To inconvenience so daring a lady would be contrary to the Colonel's gallantry, and he drew off to the adjoining hills towards the Forest, the better to meet Sir John Winter and Colonel Mynne, who were reported to be returning with a considerable strength of horse, assisted by the Lord Herbert's forces. But the Royalists not appearing, Massy contented himself with setting fire to Sir John's iron-mills and furnaces, and in the evening marched back to Gloucester.

Lydney House and Berkeley Castle remained the last strongholds of the Royalists in the county of Gloucester. The restless proprietor of the former was perpetually engaged in attempts to restore the King's declining cause, and in particular to reduce the inhabitants of the Forest, which was an object of some importance, as their iron-works, &c., afforded supplies to Bristol, then besieged by the Parliament forces. The foresters had declined in their loyalty, through Sir John Winter's occupying their woods, from which his enclosures excluded them. Accordingly his name is rarely absent from the accounts given by contemporary writers, of efforts made in this neighbourhood for the Crown.

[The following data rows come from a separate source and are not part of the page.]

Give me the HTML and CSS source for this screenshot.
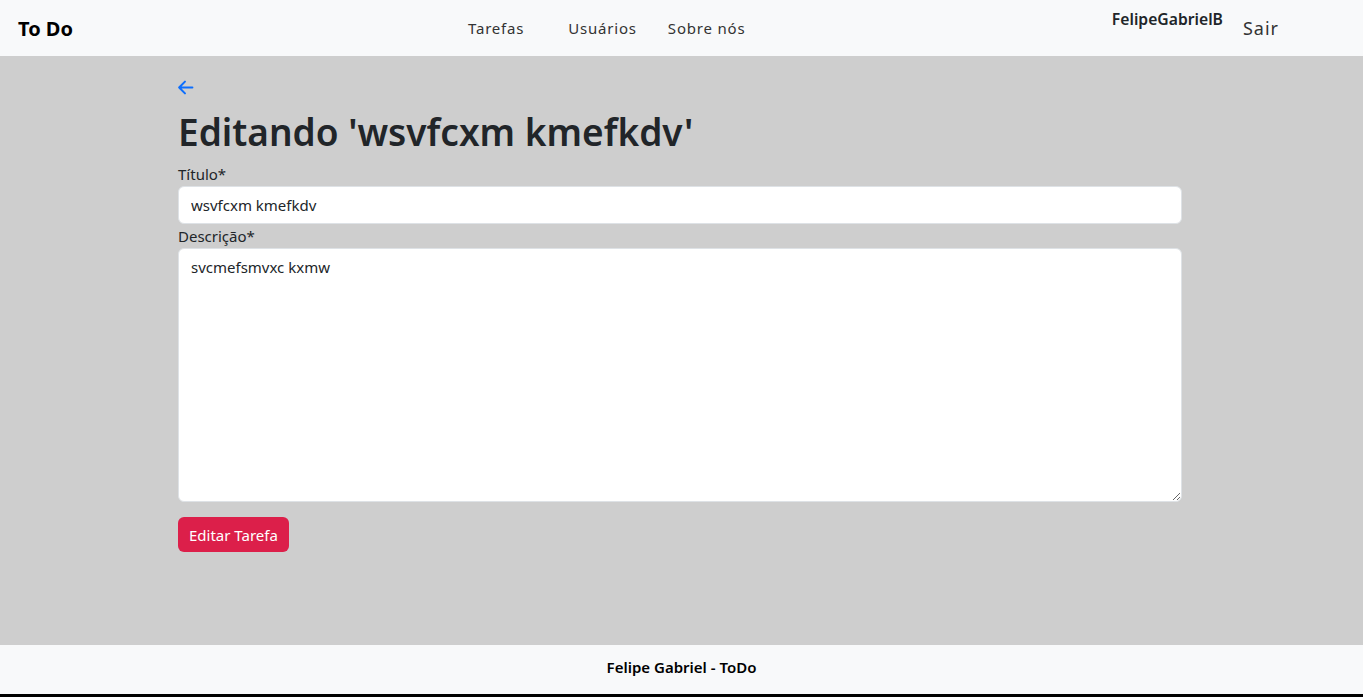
FILE: index.html
```html
<!DOCTYPE html>
<html lang="pt-BR">
<head>
<meta charset="utf-8">
<title>To Do</title>
<link rel="stylesheet" href="styles.css">
</head>
<body>
<header class="navbar">
  <div class="brand">To Do</div>
  <nav class="nav-links">
    <a class="nav-link first">Tarefas</a>
    <a class="nav-link">Usuários</a>
    <a class="nav-link">Sobre nós</a>
  </nav>
  <div class="nav-user">
    <span class="username">FelipeGabrielB</span>
    <a class="logout">Sair</a>
  </div>
</header>
<main class="main">
  <div class="container">
    <a class="back" aria-label="Voltar">
      <svg viewBox="0 0 16 16" fill="none" stroke="currentColor" stroke-width="1.9" stroke-linecap="round" stroke-linejoin="round"><path d="M14.5 8H2M7.5 2.5 2 8l5.5 5.5"/></svg>
    </a>
    <h1 class="title">Editando 'wsvfcxm kmefkdv'</h1>
    <form class="form">
      <label class="label" for="titulo">Título*</label>
      <input class="input" id="titulo" type="text" value="wsvfcxm kmefkdv">
      <label class="label" for="desc">Descrição*</label>
      <textarea class="input textarea" id="desc">svcmefsmvxc kxmw</textarea>
      <button class="btn" type="button">Editar Tarefa</button>
    </form>
  </div>
</main>
<footer class="footer">Felipe Gabriel - ToDo</footer>
</body>
</html>
```
FILE: styles.css
```css
* { box-sizing: border-box; }
html, body { margin: 0; padding: 0; }
body {
  font-family: "Noto Sans", "Open Sans", sans-serif;
  font-size: 16px;
  color: #212529;
  background: #cecece;
  display: flex;
  flex-direction: column;
  height: 697px;
  overflow: hidden;
}
.navbar {
  height: 56px;
  background: #f8f9fa;
  display: flex;
  align-items: center;
  padding: 0 18px;
}
.brand {
  font-size: 20px;
  font-weight: 700;
  color: #000;
  width: 440px;
}
.nav-links {
  display: flex;
  margin-left: 10px;
}
.nav-link {
  font-size: 15px;
  color: #333;
  letter-spacing: 0.8px;
  margin-right: 31px;
}
.nav-link.first { margin-right: 44px; }
.nav-user {
  margin-left: auto;
  display: flex;
  align-items: center;
  margin-right: 66px;
}
.username {
  font-weight: 600;
  font-size: 15.7px;
  margin-top: -18px;
  color: #212529;
}
.logout {
  font-size: 18px;
  letter-spacing: 1px;
  color: #333;
  margin-left: 20px;
}
.main {
  flex: 1;
  display: flex;
  justify-content: center;
  padding-right: 3px;
}
.container {
  width: 1004px;
  padding-top: 22px;
}
.back {
  display: block;
  color: #0d6efd;
  height: 18px;
  margin-left: -1px;
}
.back svg { display: block; width: 17px; height: 17px; margin-top: 1px; }
.title {
  font-size: 37px;
  font-weight: 600;
  margin: 13px 0 8px;
  line-height: 44px;
}
.form { display: flex; flex-direction: column; align-items: flex-start; }
.label { font-size: 15px; line-height: 24px; }
.input {
  width: 100%;
  height: 38px;
  border: 1px solid #dee2e6;
  border-radius: 6px;
  background: #fff;
  padding: 6px 12px;
  font-family: inherit;
  font-size: 15px;
  color: #212529;
}
.textarea {
  height: 254px;
  resize: vertical;
  padding-top: 8px;
}
.btn {
  margin-top: 15px;
  background: #dc1f4a;
  color: #fff;
  border: none;
  border-radius: 6px;
  height: 35px;
  padding: 0 11px;
  font-family: inherit;
  font-size: 15px;
}
.footer {
  height: 52px;
  background: #f8f9fa;
  border-bottom: 3px solid #000;
  display: flex;
  align-items: center;
  justify-content: center;
  padding-bottom: 5px;
  font-weight: 600;
  font-size: 15px;
  color: #000;
}
```
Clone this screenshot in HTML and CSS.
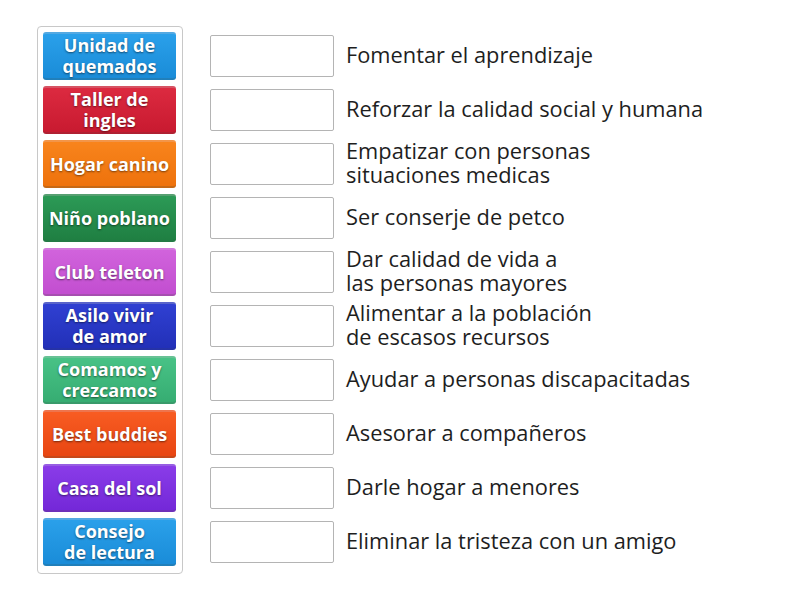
FILE: index.html
```html
<!DOCTYPE html>
<html lang="es">
<head>
  <meta charset="UTF-8" />
  <title>Relacionar</title>
  <link rel="stylesheet" href="styles.css">
</head>
<body>
  <div class="board">
    <div class="tiles">
      <div class="tile blue">Unidad de<br>quemados</div>
      <div class="tile red">Taller de<br>ingles</div>
      <div class="tile orange">Hogar canino</div>
      <div class="tile green">Niño poblano</div>
      <div class="tile pink">Club teleton</div>
      <div class="tile navy">Asilo vivir<br>de amor</div>
      <div class="tile mint">Comamos y<br>crezcamos</div>
      <div class="tile flame">Best buddies</div>
      <div class="tile violet">Casa del sol</div>
      <div class="tile blue">Consejo<br>de lectura</div>
    </div>

    <ul class="targets">
      <li><span class="slot"></span><span class="label">Fomentar el aprendizaje</span></li>
      <li><span class="slot"></span><span class="label">Reforzar la calidad social y humana</span></li>
      <li><span class="slot"></span><span class="label">Empatizar con personas<br>situaciones medicas</span></li>
      <li><span class="slot"></span><span class="label">Ser conserje de petco</span></li>
      <li><span class="slot"></span><span class="label">Dar calidad de vida a<br>las personas mayores</span></li>
      <li><span class="slot"></span><span class="label">Alimentar a la población<br>de escasos recursos</span></li>
      <li><span class="slot"></span><span class="label">Ayudar a personas discapacitadas</span></li>
      <li><span class="slot"></span><span class="label">Asesorar a compañeros</span></li>
      <li><span class="slot"></span><span class="label">Darle hogar a menores</span></li>
      <li><span class="slot"></span><span class="label">Eliminar la tristeza con un amigo</span></li>
    </ul>
  </div>
</body>
</html>
```

FILE: styles.css
```css
* { margin: 0; padding: 0; box-sizing: border-box; }

body {
  background: #fff;
  font-family: "Open Sans", "Noto Sans", sans-serif;
  padding: 26px 37px;
}

.board { display: flex; align-items: flex-start; }

.tiles {
  width: 146px;
  border: 1px solid #c8c8c8;
  border-radius: 4px;
  padding: 5px 6px 7px 5px;
  display: flex; flex-direction: column; gap: 6px;
}

.tile {
  height: 48px;
  border-radius: 3px;
  color: #fff;
  font-weight: bold; font-size: 18px; line-height: 21px;
  text-align: center;
  display: flex; align-items: center; justify-content: center;
  text-shadow: 0 1px 2px rgba(0, 0, 0, 0.5);
  border-top: 2px solid rgba(255, 255, 255, 0.25);
  border-bottom: 2px solid rgba(0, 0, 0, 0.2);
}

.blue   { background: linear-gradient(#2aa0ea, #1a8cd8); }
.red    { background: linear-gradient(#dc2a40, #c81a30); }
.orange { background: linear-gradient(#f8841c, #ee720c); }
.green  { background: linear-gradient(#2c9a56, #1f7f42); }
.pink   { background: linear-gradient(#d163dc, #c24ed0); }
.navy   { background: linear-gradient(#3040d2, #2230b8); }
.mint   { background: linear-gradient(#48c286, #36ad72); }
.flame  { background: linear-gradient(#f85c22, #e84612); }
.violet { background: linear-gradient(#8a3ce8, #7428d8); }

.targets {
  list-style: none;
  margin-left: 27px; margin-top: 6px;
  display: flex; flex-direction: column; gap: 6px;
}

.targets li {
  height: 48px;
  display: flex; align-items: center; gap: 12px;
}

.slot {
  width: 124px; height: 42px; flex: none;
  border: 1px solid #b4b4b4; border-radius: 2px;
  background: #fff;
}

.label {
  font-size: 21.8px; line-height: 24px;
  color: #1e1e1e;
  margin-bottom: 2px;
}
```
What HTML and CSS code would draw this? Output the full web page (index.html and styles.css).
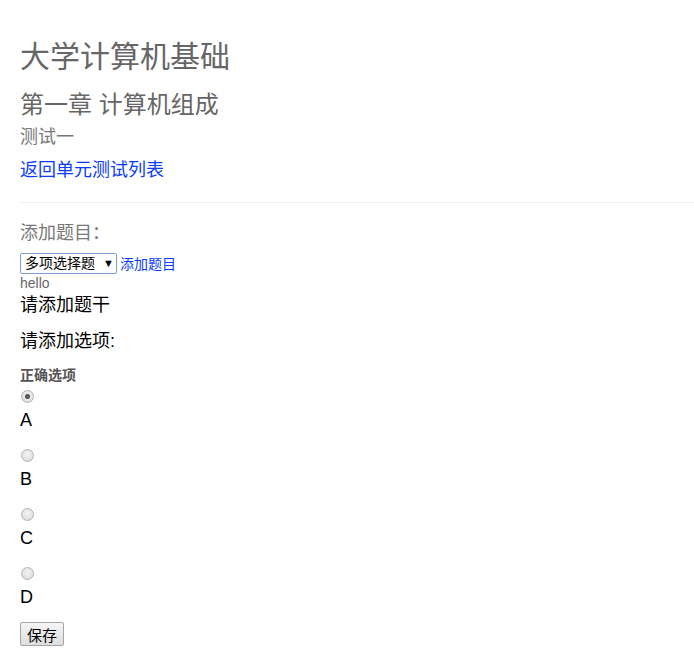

Most likely he assisted Prince Rupert in his first attempt made in the month of September, 1644, to fortify and establish a permanent guard on the promontory at Beachley, but from which they were quickly dislodged by Massy. We know he was present when the same effort was renewed a month later, and had a second time to be relinquished, Sir John Winter only effecting his escape by hard riding, and making a desperate descent upon the river Wye, by which he was only just enabled to reach the Prince's ships lying at its mouth.